— Start SOURCE DATA —
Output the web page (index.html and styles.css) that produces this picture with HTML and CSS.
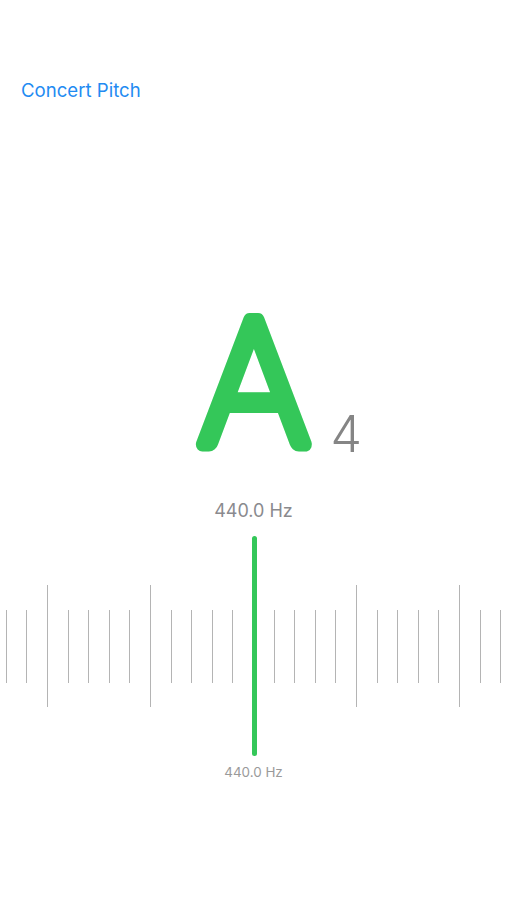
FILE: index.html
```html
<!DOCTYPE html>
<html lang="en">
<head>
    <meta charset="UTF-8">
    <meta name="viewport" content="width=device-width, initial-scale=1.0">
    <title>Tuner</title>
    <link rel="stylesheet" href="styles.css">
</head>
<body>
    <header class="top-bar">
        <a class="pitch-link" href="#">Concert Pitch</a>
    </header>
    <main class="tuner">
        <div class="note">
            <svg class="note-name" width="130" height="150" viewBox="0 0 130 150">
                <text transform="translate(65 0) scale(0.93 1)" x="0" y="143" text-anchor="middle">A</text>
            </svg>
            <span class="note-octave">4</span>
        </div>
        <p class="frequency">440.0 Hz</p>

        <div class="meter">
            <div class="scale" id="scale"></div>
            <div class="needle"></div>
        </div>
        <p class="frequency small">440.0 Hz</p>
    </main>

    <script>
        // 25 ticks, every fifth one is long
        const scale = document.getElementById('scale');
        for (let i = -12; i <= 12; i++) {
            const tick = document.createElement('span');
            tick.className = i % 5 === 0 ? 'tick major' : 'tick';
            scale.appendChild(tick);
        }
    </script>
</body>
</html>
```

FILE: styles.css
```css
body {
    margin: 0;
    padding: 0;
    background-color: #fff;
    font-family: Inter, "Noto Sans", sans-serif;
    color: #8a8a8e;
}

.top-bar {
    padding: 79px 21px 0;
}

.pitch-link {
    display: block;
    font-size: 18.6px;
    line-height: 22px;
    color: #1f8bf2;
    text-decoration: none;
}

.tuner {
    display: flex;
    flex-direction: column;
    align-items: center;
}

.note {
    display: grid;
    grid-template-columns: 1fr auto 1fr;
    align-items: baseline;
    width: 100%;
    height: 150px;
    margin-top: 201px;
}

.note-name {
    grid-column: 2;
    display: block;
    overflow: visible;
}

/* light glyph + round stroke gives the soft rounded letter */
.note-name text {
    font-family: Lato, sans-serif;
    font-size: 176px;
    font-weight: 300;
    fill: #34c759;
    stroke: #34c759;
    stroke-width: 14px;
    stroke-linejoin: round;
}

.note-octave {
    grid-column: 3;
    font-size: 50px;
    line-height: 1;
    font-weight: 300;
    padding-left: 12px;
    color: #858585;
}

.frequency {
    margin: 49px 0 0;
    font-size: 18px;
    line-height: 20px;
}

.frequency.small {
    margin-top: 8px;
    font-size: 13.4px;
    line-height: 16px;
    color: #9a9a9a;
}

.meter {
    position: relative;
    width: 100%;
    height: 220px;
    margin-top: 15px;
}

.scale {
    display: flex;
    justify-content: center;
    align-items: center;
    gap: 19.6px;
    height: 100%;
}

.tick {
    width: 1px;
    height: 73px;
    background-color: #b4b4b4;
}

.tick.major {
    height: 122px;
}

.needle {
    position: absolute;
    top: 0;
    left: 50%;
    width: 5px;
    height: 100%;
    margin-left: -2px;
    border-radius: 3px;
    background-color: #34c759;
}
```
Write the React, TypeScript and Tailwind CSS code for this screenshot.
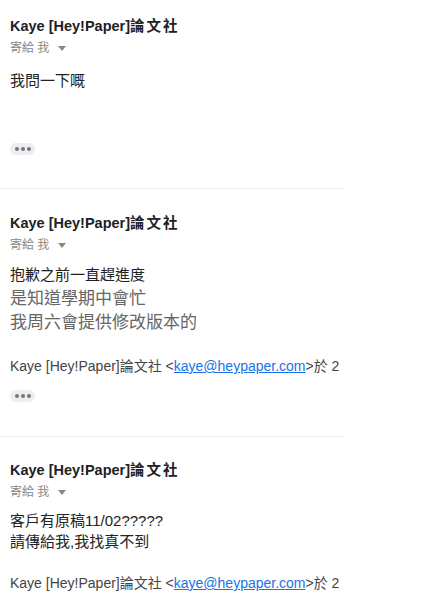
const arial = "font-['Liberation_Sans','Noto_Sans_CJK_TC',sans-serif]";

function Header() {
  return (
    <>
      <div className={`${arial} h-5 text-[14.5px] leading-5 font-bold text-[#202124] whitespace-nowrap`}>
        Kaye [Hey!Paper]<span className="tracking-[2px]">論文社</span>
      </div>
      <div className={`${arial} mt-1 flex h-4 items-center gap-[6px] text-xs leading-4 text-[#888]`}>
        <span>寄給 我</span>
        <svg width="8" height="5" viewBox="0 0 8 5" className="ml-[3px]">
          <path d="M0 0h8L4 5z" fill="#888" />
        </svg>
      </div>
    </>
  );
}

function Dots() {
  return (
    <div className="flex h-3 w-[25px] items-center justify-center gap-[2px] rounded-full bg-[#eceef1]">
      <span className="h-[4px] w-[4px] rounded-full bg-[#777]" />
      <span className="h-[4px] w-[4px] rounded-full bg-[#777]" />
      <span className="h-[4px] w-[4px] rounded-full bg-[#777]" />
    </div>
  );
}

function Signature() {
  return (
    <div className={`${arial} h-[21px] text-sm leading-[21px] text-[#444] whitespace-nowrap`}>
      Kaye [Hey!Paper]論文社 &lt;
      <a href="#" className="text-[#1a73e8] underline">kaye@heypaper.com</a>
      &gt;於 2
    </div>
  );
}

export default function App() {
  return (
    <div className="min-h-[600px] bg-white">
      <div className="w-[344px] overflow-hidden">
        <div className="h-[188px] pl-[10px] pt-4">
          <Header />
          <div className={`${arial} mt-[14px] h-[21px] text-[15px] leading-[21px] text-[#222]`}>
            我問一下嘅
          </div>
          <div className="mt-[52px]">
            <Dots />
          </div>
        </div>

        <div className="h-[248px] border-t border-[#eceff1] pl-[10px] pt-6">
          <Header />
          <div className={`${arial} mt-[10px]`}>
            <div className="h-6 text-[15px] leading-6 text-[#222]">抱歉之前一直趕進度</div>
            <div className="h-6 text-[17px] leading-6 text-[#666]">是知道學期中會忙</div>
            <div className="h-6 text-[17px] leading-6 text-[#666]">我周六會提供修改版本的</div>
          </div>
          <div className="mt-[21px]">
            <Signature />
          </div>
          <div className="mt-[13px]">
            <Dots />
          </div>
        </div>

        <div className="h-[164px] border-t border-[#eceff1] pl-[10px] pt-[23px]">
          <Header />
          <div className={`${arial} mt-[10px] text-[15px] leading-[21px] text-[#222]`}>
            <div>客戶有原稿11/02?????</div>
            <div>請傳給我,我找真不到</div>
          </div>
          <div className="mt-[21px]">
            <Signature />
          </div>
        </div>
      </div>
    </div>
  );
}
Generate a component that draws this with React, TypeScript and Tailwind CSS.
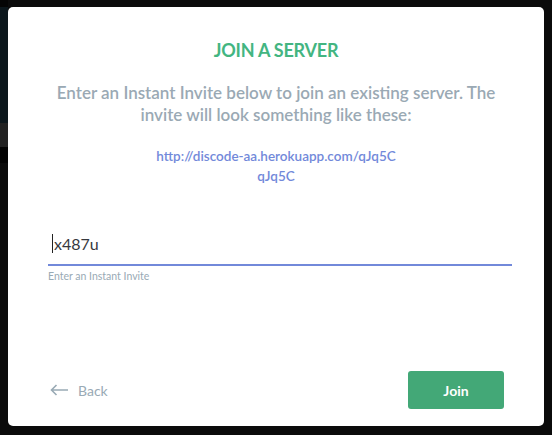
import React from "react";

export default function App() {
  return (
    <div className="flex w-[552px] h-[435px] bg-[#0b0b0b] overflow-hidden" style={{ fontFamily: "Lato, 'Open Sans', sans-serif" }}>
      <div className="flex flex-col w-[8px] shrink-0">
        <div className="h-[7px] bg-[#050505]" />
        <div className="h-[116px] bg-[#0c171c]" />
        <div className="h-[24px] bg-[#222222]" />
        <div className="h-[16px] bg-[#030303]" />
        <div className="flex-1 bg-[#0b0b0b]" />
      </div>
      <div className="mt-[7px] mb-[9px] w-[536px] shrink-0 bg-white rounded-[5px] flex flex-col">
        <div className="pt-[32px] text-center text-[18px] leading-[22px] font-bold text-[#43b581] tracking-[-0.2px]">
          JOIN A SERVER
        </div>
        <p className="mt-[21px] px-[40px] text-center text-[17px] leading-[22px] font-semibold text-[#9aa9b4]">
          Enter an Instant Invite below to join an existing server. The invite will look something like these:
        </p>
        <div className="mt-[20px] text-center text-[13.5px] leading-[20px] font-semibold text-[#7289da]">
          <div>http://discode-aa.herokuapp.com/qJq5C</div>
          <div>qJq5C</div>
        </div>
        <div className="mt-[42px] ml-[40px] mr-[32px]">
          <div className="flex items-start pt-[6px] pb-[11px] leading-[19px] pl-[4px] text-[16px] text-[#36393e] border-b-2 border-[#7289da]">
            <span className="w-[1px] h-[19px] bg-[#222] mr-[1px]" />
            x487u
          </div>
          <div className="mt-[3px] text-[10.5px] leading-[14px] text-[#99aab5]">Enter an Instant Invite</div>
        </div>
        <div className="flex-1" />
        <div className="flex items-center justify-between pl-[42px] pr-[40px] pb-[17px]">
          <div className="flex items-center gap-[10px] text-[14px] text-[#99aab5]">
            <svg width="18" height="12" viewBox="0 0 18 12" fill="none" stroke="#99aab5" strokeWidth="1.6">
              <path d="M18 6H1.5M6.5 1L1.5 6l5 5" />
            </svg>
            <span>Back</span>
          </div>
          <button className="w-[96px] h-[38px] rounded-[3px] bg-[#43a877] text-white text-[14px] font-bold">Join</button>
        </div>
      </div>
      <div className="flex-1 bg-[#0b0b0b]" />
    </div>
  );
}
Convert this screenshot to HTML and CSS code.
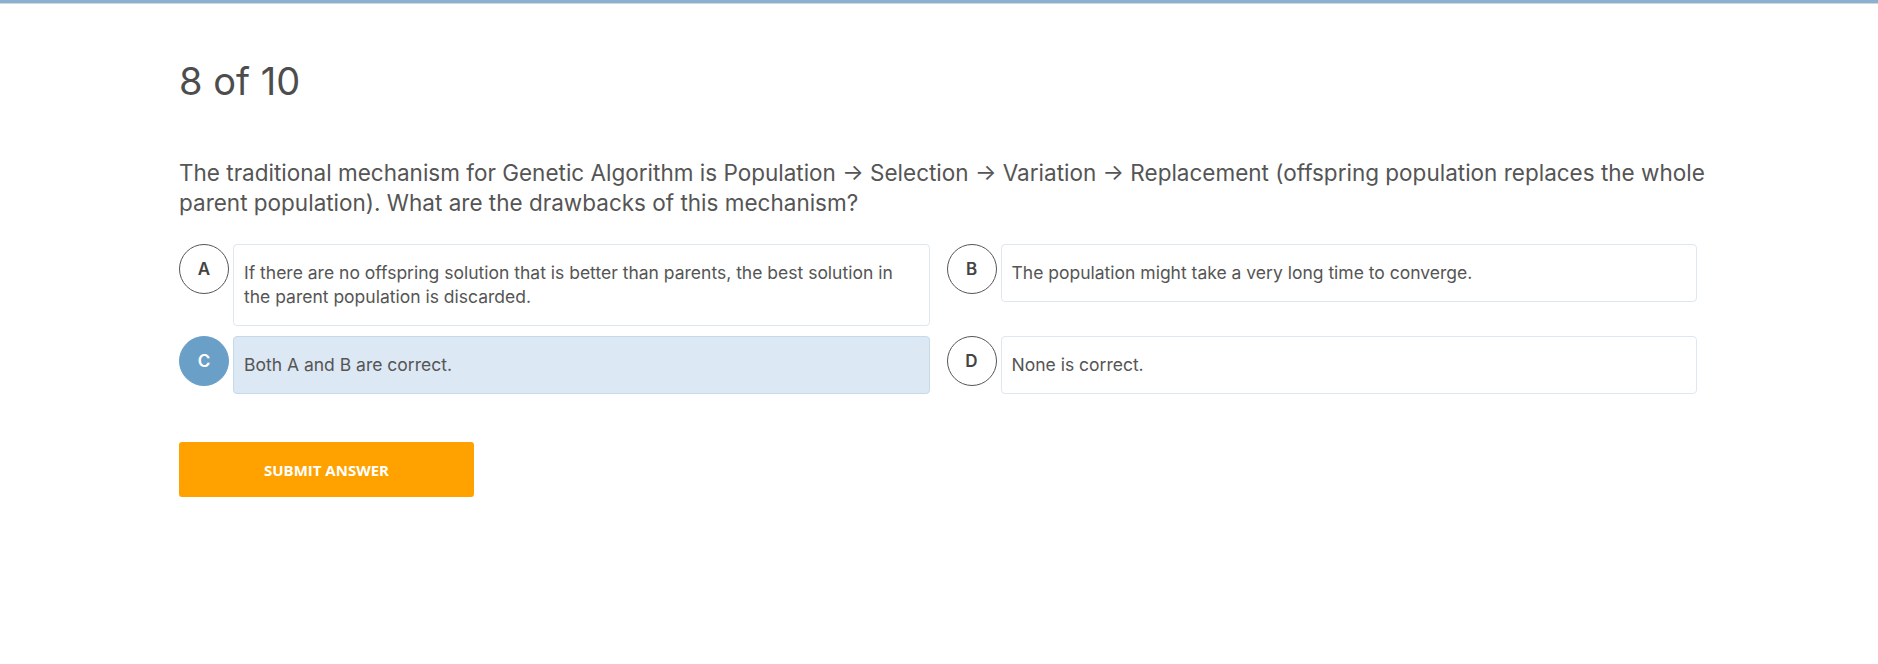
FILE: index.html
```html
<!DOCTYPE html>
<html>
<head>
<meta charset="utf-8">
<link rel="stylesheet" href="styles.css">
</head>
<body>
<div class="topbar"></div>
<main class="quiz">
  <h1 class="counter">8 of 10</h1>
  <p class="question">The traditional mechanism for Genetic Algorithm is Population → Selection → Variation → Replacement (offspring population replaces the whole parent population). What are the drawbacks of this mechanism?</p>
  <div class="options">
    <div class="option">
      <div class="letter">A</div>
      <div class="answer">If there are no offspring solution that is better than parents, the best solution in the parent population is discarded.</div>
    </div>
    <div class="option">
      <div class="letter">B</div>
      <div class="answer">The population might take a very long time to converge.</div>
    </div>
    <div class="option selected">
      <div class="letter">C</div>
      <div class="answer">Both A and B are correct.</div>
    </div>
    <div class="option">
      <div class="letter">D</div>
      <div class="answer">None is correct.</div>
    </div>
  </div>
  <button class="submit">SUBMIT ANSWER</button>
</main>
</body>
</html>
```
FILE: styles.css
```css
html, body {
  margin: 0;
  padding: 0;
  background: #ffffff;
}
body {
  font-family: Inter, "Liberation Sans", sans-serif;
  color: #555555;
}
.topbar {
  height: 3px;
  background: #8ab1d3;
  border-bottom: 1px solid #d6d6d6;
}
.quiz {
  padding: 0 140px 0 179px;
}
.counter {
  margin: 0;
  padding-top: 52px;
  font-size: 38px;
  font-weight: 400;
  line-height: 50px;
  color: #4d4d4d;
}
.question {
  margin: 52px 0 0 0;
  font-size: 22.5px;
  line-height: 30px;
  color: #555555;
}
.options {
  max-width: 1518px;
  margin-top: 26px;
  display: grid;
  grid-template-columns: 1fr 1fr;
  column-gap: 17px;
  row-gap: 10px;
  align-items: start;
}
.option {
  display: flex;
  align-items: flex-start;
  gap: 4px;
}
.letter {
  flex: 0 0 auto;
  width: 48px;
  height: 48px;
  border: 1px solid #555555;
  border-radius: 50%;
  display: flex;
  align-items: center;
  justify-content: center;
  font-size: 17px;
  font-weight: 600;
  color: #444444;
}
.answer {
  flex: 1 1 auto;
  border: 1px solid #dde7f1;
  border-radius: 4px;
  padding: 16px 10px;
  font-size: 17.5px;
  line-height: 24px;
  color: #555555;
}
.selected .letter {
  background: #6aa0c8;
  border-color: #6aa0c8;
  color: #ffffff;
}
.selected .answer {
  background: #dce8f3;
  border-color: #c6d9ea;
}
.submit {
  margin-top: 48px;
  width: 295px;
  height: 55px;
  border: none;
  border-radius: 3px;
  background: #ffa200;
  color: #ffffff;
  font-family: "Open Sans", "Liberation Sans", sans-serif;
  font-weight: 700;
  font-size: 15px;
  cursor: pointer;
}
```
— End SOURCE DATA —
#### [EXERCISE AIM]
In the entries above, find the line that contains "Generate a component" and the line that contains "import React from". Reproduce exactly those two lines and every line between them, but not the pictures.

#### [ANSWER BELOW]
Generate a component that draws this with React, TypeScript and Tailwind CSS.
import React from "react";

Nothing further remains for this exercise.